--- Start Information shown ---
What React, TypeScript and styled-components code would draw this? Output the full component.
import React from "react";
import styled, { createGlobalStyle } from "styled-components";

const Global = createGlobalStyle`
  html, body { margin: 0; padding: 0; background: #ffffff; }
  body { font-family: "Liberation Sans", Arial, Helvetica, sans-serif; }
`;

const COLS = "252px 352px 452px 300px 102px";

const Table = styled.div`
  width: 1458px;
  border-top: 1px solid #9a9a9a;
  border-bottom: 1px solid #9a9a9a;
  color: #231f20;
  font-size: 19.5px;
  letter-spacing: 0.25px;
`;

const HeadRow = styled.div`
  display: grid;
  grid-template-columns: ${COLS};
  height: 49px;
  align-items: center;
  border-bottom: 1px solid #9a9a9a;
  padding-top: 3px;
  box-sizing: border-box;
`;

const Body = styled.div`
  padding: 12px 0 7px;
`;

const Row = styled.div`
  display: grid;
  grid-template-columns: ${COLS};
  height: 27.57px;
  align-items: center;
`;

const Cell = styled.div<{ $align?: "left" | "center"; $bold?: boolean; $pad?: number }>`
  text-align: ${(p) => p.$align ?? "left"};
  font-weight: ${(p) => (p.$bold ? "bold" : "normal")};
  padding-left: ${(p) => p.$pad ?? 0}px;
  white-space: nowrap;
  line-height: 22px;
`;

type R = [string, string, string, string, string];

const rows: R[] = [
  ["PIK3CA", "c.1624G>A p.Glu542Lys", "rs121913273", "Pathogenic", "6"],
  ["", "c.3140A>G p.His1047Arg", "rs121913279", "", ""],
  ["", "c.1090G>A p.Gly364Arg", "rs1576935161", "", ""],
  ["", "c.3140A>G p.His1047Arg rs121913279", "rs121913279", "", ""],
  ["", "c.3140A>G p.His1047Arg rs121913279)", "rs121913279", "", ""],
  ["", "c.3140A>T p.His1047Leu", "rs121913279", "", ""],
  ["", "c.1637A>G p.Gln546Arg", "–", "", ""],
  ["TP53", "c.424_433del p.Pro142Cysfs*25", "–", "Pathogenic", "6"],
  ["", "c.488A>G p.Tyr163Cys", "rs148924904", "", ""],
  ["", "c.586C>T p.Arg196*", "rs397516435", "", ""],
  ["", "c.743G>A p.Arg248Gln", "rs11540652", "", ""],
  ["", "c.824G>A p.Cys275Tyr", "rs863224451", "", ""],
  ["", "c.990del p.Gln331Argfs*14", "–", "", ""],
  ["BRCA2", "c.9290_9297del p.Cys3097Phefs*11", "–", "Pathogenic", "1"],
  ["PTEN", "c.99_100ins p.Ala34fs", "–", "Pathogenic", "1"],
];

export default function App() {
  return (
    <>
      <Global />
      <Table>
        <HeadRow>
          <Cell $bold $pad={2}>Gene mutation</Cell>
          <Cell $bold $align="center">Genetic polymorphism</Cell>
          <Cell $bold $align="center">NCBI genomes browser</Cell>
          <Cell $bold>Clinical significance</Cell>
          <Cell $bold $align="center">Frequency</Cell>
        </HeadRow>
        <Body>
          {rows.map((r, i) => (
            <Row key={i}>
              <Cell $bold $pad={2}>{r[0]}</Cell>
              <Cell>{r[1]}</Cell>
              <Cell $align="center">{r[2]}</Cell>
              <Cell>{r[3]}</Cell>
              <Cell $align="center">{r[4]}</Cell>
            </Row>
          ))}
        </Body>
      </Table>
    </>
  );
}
--- End Information shown ---
--- Start Information shown ---
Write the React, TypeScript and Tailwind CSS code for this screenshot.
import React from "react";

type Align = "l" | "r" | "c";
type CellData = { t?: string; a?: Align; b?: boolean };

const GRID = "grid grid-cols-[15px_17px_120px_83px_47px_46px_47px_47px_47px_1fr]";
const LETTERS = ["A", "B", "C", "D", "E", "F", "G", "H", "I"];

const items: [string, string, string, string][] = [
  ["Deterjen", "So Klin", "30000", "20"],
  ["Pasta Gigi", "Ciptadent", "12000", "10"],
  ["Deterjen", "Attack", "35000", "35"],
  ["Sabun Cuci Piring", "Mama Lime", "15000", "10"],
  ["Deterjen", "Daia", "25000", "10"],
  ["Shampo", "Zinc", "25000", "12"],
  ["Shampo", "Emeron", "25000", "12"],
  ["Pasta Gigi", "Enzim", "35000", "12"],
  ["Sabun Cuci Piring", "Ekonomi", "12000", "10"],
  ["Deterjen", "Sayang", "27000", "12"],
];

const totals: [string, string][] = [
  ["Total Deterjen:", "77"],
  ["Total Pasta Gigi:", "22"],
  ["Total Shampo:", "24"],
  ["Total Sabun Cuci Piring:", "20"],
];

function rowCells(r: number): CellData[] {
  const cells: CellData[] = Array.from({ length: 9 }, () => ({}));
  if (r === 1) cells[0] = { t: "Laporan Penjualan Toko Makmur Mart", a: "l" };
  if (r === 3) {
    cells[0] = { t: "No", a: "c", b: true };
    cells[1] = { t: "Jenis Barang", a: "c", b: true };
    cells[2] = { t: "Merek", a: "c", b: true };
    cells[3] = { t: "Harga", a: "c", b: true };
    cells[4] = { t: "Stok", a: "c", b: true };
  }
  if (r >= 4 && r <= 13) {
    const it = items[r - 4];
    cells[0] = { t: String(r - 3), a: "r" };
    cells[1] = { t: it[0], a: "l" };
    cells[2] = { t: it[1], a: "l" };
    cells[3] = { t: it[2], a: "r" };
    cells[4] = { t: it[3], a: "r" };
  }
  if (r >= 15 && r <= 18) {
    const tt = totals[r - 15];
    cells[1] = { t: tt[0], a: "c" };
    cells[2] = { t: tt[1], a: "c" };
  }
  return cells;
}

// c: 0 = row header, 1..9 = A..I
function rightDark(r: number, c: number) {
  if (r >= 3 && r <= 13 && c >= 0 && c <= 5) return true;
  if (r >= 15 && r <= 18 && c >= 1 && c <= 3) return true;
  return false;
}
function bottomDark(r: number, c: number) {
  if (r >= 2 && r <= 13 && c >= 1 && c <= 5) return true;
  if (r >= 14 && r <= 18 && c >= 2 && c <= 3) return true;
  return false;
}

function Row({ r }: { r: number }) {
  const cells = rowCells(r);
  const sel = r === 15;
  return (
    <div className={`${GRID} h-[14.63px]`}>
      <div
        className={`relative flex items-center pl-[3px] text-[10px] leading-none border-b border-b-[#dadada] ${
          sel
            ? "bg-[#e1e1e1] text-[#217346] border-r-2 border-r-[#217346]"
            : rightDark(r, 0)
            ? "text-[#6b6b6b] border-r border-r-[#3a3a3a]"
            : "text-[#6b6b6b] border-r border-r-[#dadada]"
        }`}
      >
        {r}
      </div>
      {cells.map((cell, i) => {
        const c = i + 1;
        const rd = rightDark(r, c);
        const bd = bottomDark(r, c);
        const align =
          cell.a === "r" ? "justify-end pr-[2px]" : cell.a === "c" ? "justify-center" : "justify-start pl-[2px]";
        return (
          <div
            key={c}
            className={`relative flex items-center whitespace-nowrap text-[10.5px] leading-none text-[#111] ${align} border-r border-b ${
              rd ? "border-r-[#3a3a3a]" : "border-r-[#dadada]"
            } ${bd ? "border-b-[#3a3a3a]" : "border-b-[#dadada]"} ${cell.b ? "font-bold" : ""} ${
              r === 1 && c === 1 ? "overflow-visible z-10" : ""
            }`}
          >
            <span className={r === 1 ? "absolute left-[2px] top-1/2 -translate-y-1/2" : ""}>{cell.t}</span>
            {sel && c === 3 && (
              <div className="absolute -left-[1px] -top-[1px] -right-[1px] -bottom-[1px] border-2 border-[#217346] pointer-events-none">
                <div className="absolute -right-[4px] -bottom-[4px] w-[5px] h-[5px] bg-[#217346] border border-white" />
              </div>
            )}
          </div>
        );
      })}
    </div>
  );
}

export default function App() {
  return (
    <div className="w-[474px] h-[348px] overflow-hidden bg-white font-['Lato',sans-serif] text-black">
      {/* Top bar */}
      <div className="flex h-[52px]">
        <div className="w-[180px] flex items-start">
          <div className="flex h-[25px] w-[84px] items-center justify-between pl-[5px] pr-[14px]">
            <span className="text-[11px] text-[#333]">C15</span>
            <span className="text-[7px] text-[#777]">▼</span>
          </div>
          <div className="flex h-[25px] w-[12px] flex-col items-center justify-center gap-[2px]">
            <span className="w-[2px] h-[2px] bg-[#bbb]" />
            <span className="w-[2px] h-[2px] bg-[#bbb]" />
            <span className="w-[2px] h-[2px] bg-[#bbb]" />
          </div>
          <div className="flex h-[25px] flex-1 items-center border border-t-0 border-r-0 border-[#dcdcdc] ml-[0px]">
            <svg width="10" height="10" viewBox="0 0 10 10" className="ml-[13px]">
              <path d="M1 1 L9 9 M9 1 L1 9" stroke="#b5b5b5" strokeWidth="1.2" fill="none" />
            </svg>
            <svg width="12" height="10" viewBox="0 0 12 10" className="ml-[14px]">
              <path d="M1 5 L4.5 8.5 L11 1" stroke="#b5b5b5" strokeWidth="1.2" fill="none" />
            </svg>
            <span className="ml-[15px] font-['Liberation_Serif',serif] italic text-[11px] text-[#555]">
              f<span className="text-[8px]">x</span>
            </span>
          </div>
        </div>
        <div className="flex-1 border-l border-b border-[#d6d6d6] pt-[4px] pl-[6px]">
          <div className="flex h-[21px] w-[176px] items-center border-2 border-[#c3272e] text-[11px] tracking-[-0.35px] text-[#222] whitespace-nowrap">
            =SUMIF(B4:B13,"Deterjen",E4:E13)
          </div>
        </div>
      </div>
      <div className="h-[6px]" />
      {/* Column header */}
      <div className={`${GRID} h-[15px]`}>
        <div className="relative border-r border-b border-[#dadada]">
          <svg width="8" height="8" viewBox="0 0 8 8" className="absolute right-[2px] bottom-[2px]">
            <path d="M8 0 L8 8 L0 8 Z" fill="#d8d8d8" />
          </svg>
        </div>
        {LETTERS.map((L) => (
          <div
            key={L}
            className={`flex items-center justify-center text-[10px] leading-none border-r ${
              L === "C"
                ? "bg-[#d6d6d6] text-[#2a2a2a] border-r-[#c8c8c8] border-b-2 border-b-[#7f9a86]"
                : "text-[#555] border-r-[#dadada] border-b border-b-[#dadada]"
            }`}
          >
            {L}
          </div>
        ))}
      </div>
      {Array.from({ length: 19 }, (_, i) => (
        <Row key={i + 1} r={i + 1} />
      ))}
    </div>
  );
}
--- End Information shown ---
- What you have to do
Take the line containing "What React, TypeScript" and the line containing "type R = [string, string, string, string, string];". Write out both and all lines between, exactly, and nothing more.

- Response
What React, TypeScript and styled-components code would draw this? Output the full component.
import React from "react";
import styled, { createGlobalStyle } from "styled-components";

const Global = createGlobalStyle`
  html, body { margin: 0; padding: 0; background: #ffffff; }
  body { font-family: "Liberation Sans", Arial, Helvetica, sans-serif; }
`;

const COLS = "252px 352px 452px 300px 102px";

const Table = styled.div`
  width: 1458px;
  border-top: 1px solid #9a9a9a;
  border-bottom: 1px solid #9a9a9a;
  color: #231f20;
  font-size: 19.5px;
  letter-spacing: 0.25px;
`;

const HeadRow = styled.div`
  display: grid;
  grid-template-columns: ${COLS};
  height: 49px;
  align-items: center;
  border-bottom: 1px solid #9a9a9a;
  padding-top: 3px;
  box-sizing: border-box;
`;

const Body = styled.div`
  padding: 12px 0 7px;
`;

const Row = styled.div`
  display: grid;
  grid-template-columns: ${COLS};
  height: 27.57px;
  align-items: center;
`;

const Cell = styled.div<{ $align?: "left" | "center"; $bold?: boolean; $pad?: number }>`
  text-align: ${(p) => p.$align ?? "left"};
  font-weight: ${(p) => (p.$bold ? "bold" : "normal")};
  padding-left: ${(p) => p.$pad ?? 0}px;
  white-space: nowrap;
  line-height: 22px;
`;

type R = [string, string, string, string, string];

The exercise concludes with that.